En una plaza de San Pedro saturada de siglos y visitantes, donde las sombras se doblan bajo el peso del incienso, un nuevo papa apareció al mundo: León XIV. Nacido como Robert Francis Prevost Martínez en Chicago, con sangre latina en las venas y un castellano aprendido en la selva y el barro del Perú profundo, su elección en mayo de 2025 marcó un giro simbólico que el Vaticano vende como "universalidad", pero que, desde el ojo crítico, podría verse más como una estrategia diplomática, casi geopolítica: América del Norte con sotana andina.
Pero ¿quién es este hombre que sonríe en varios idiomas y predica la paz mientras habita la cabeza de una institución que aún no ha hecho las paces con el cuerpo de la ciencia, el alma del feminismo ni los amores no normativos?
La historia oficial lo perfila como un polímata clerical.

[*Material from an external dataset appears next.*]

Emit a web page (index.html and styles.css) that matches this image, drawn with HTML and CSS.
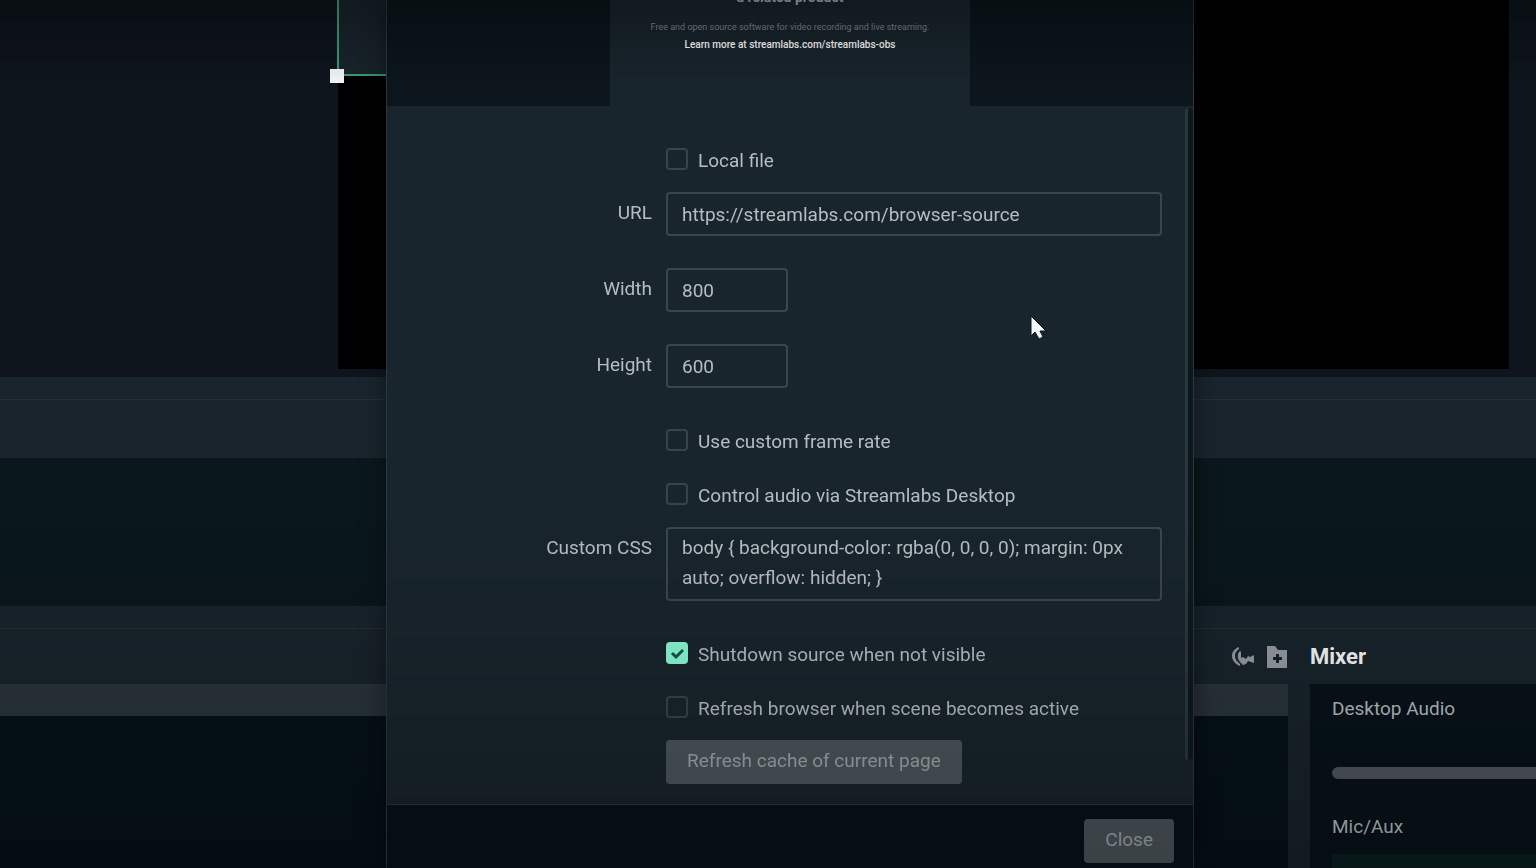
FILE: index.html
```html
<!DOCTYPE html>
<html lang="en">
<head>
<meta charset="utf-8">
<title>Browser source settings</title>
<link rel="stylesheet" href="styles.css">
</head>
<body>
<main class="app">
  <section class="editor">
    <div class="display"><div class="selection"><span class="handle"></span></div></div>
  </section>
  <section class="strip"><div class="strip-head"></div><div class="strip-body"></div></section>
  <section class="docks">
    <div class="dock scenes"><div class="dock-head"></div><div class="list"><div class="row"></div></div></div>
    <div class="dock sources">
      <div class="dock-head">
        <button class="icon-btn" aria-label="Toggle source audio"><svg width="22" height="20" viewBox="0 0 22 20"><path d="M7 0C2 2 0 5 0 9c0 4 3 8 8 10V17C5 15 3 12 3 9c0-3 1-5 4-7z"/><path d="M8 4C5 6 5 12 8 15l3 3 3-1 2-3 6 2V8l-4 2-2-1-2 3-3-2-2 1V5z"/></svg></button>
        <button class="icon-btn" aria-label="Add group"><svg width="22" height="22" viewBox="0 0 22 22"><path fill-rule="evenodd" d="M1 0h8l3 4h9v18H1zM10 8v3H7v3h3v3h3v-3h3v-3h-3V8z"/></svg></button>
      </div>
      <div class="list"><div class="row"></div></div>
    </div>
    <div class="dock mixer">
      <div class="dock-head"><h2>Mixer</h2></div>
      <div class="channels">
        <label class="channel" for="desktop">Desktop Audio</label>
        <input id="desktop" class="volume" type="range" value="100">
        <p class="channel">Mic/Aux</p>
        <div class="meter"></div>
      </div>
    </div>
  </section>
</main>

<div class="overlay">
  <section class="dialog" role="dialog" aria-label="Browser source settings">
    <div class="preview">
      <div class="source">
        <p class="source-title">a related product</p>
        <p class="source-text">Free and open source software for video recording and live streaming.</p>
        <a class="source-link" href="#">Learn more at streamlabs.com/streamlabs-obs</a>
      </div>
    </div>
    <form class="form">
      <label class="check last"><input type="checkbox"><span>Local file</span></label>
      <label class="name" for="url">URL</label>
      <input class="field" id="url" type="text" value="https://streamlabs.com/browser-source">
      <label class="name" for="w">Width</label>
      <input class="field small" id="w" type="text" value="800">
      <label class="name" for="h">Height</label>
      <input class="field small group-end" id="h" type="text" value="600">
      <label class="check"><input type="checkbox"><span>Use custom frame rate</span></label>
      <label class="check last"><input type="checkbox"><span>Control audio via Streamlabs Desktop</span></label>
      <label class="name" for="css">Custom CSS</label>
      <textarea class="field area group-end" id="css" rows="2">body { background-color: rgba(0, 0, 0, 0); margin: 0px auto; overflow: hidden; }</textarea>
      <label class="check"><input type="checkbox" checked><span>Shutdown source when not visible</span></label>
      <label class="check last"><input type="checkbox"><span>Refresh browser when scene becomes active</span></label>
      <button class="btn refresh" type="button">Refresh cache of current page</button>
      <div class="scrollbar"></div>
    </form>
    <footer class="foot"><button class="btn" type="button">Close</button></footer>
  </section>
</div>
<svg class="cursor" width="16" height="26" viewBox="0 0 16 26"><path d="M1 1v20l4-4 4 7 4-2-3-6h6z" fill="#f4f8f9" stroke="#0c1418"/></svg>
<div class="shade"></div>
</body>
</html>
```
FILE: styles.css
```css
* { box-sizing: border-box; }
body {
  margin: 0;
  background: #19242c;
  color: #b6bdc1;
  font: 400 19px/30px Roboto, sans-serif;
  overflow: hidden;
}
p, h2 { margin: 0; }
input, textarea, button { font: inherit; color: inherit; }

.app { display: flex; flex-direction: column; height: 100vh; }
.editor {
  flex: 1;
  display: flex;
  padding: 0 27px 8px 22%;
  background: #0e151c;
}
.display { flex: 1; position: relative; background: #000; }
.selection {
  position: absolute;
  top: 0;
  left: -1px;
  width: 30%;
  height: 76px;
  background: #19252c;
  border: solid #3c9c76;
  border-width: 0 0 2px 2px;
}
.handle {
  position: absolute;
  left: -9px;
  bottom: -9px;
  width: 14px;
  height: 14px;
  background: #f4f7f7;
}
.strip { padding: 22px 0; }
.strip-head { height: 59px; border-top: 1px solid #233038; }
.strip-body { height: 148px; background: #0a171c; }
.docks {
  display: flex;
  gap: 22px;
  height: 240px;
  border-top: 1px solid #233038;
}
.dock { display: flex; flex-direction: column; }
.scenes, .sources { flex: 1; }
.mixer { width: 226px; overflow: hidden; }
.dock-head {
  display: flex;
  flex: none;
  justify-content: flex-end;
  align-items: center;
  gap: 12px;
  height: 55px;
}
.mixer .dock-head { justify-content: flex-start; }
.dock-head h2 { font-size: 22px; font-weight: 700; color: #f8fafa; }
.icon-btn { display: flex; padding: 0; border: 0; background: none; }
.icon-btn svg { fill: #959c9f; }
.list, .channels { flex: 1; background: #07131a; }
.list { background: #06121a; }
.row { height: 32px; background: #2b353c; }
.channels { padding: 10px 0 0 22px; }
.channel { display: block; }
.volume {
  appearance: none;
  display: block;
  width: 300px;
  height: 12px;
  margin: 43px 0 33px;
  border-radius: 6px;
  background: #51575f;
}
.volume::-webkit-slider-thumb { appearance: none; width: 24px; height: 24px; }
.meter { height: 16px; margin-top: 12px; background: #0a1f20; }

.overlay {
  position: fixed;
  inset: 0;
  display: flex;
  justify-content: center;
  padding-left: 44px;
}
.dialog {
  display: flex;
  flex-direction: column;
  width: 808px;
  max-width: 100%;
  background: #19252d;
  border: solid #2b373e;
  border-width: 0 1px;
  box-shadow: 0 0 24px rgba(0, 0, 0, 0.4);
}
.preview {
  display: flex;
  justify-content: center;
  height: 106px;
  background: #0c161c;
  overflow: hidden;
}
.source {
  width: 360px;
  margin-top: -12px;
  background: #19252d;
  text-align: center;
  font-size: 9px;
  line-height: 18px;
  white-space: nowrap;
}
.source-title { font-size: 14px; font-weight: 700; color: #aab0b3; }
.source-text { margin: 12px 0 0; color: #7b848a; }
.source-link { display: block; color: #fff; font-size: 10px; font-weight: 500; text-decoration: none; }

.form {
  position: relative;
  flex: 1;
  display: grid;
  grid-template-columns: 265px 1fr;
  column-gap: 14px;
  align-content: start;
  padding: 38px 31px 0 0;
}
.check {
  grid-column: 2;
  display: flex;
  align-items: center;
  gap: 10px;
  height: 30px;
  margin-bottom: 24px;
}
.check.last { margin-bottom: 18px; }
.check span { padding-top: 3px; }
.check input {
  appearance: none;
  width: 22px;
  height: 22px;
  margin: 0;
  border: 2px solid #37444b;
  border-radius: 4px;
}
.check input:checked {
  border-color: #88fcd6;
  background: #88fcd6 url("data:image/svg+xml,%3Csvg xmlns='http://www.w3.org/2000/svg' viewBox='0 0 18 18'%3E%3Cpath d='M4 9l4 4 7-7' fill='none' stroke='%23175448' stroke-width='3'/%3E%3C/svg%3E") center / 18px;
}
.name { padding-top: 6px; text-align: right; }
.field {
  width: 100%;
  height: 44px;
  margin: 0 0 32px;
  padding: 0 14px;
  background: transparent;
  border: 2px solid #3a464d;
  border-radius: 4px;
  outline: 0;
}
.field.small { width: 122px; }
.field.area {
  height: 74px;
  padding: 4px 14px;
  resize: none;
  overflow: hidden;
}
.field.group-end { margin-bottom: 37px; }
.btn {
  height: 44px;
  padding: 0 21px 2px;
  border: 0;
  border-radius: 4px;
  background: #4c565c;
  color: #9fa7aa;
}
.refresh { grid-column: 2; justify-self: start; }
.scrollbar {
  position: absolute;
  top: 2px;
  right: 0;
  bottom: 44px;
  width: 8px;
  background: #0d181e;
  border: solid #2a373f;
  border-width: 0 0 0 3px;
  border-radius: 4px;
}
.foot {
  display: flex;
  justify-content: flex-end;
  height: 64px;
  padding: 14px 19px 0;
  background: #081219;
  border-top: 1px solid #2b373e;
}
.cursor { position: fixed; left: 1030px; top: 315px; }
.shade {
  position: fixed;
  inset: 0;
  pointer-events: none;
  background: linear-gradient(rgba(0, 0, 0, 0.3), rgba(0, 0, 0, 0) 10%, rgba(0, 0, 0, 0) 60%, rgba(0, 0, 0, 0.24));
}
```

Matemático, teólogo, políglota. Con doctorado en Derecho Canónico y experiencia como misionero en Trujillo, Perú, su biografía podría servir para una hagiografía escolar: un hombre de fe con vocación de servicio, que ascendió por los pasillos curiales sin mancharse en los escándalos. Un modelo de clericalismo limpio. Un tecnócrata de Dios.
Pero la mirada escéptica no puede evitar ver la otra cara del ídolo: la de un burócrata religioso que ha hecho carrera —y poder— desde la estructura vertical y opaca de una institución cuya relación con la verdad, la libertad y el conocimiento ha sido, cuando menos, problemática.
La paradoja del misionero
Prevost llegó al Perú en los años ochenta, cuando el país sangraba entre la violencia de Sendero Luminoso y la represión estatal. Desde entonces vivió más de tres décadas allí. Fundó parroquias, enseñó moral y patrística, y ayudó a formar a generaciones de sacerdotes. Algunos lo describen como cercano, austero, capaz de escuchar. Pero también como un hombre disciplinado, que jamás desentonó con Roma.
Mientras el mundo exigía una Iglesia que reconociera los derechos sexuales y reproductivos, que protegiera a los niños de sus propios lobos, que abriera las puertas a las mujeres y a la ciencia, Prevost fue el curador de la tradición. Sin estridencias, pero con fidelidad inquebrantable.
El papa que amó las estructuras
Su trayectoria como prefecto del Dicasterio para los Obispos —una suerte de ministerio del Interior vaticano— habla por sí sola: fue el hombre que evaluó y eligió a cientos de obispos en el mundo. Fue él quien delineó el perfil moral e ideológico del episcopado del siglo XXI: hombres "pastorales", sí, pero también funcionales al modelo institucional. Ninguna reforma verdadera nace del control de las jerarquías.
Y sin embargo, se presenta como progresista.
En el actual juego simbólico del Vaticano, basta con no condenar abiertamente a los homosexuales o con recibir a indígenas con tocados de plumas en el Vaticano para ser aplaudido como renovador. El marketing espiritual del siglo XXI se construye con gestos, no con cambios doctrinales.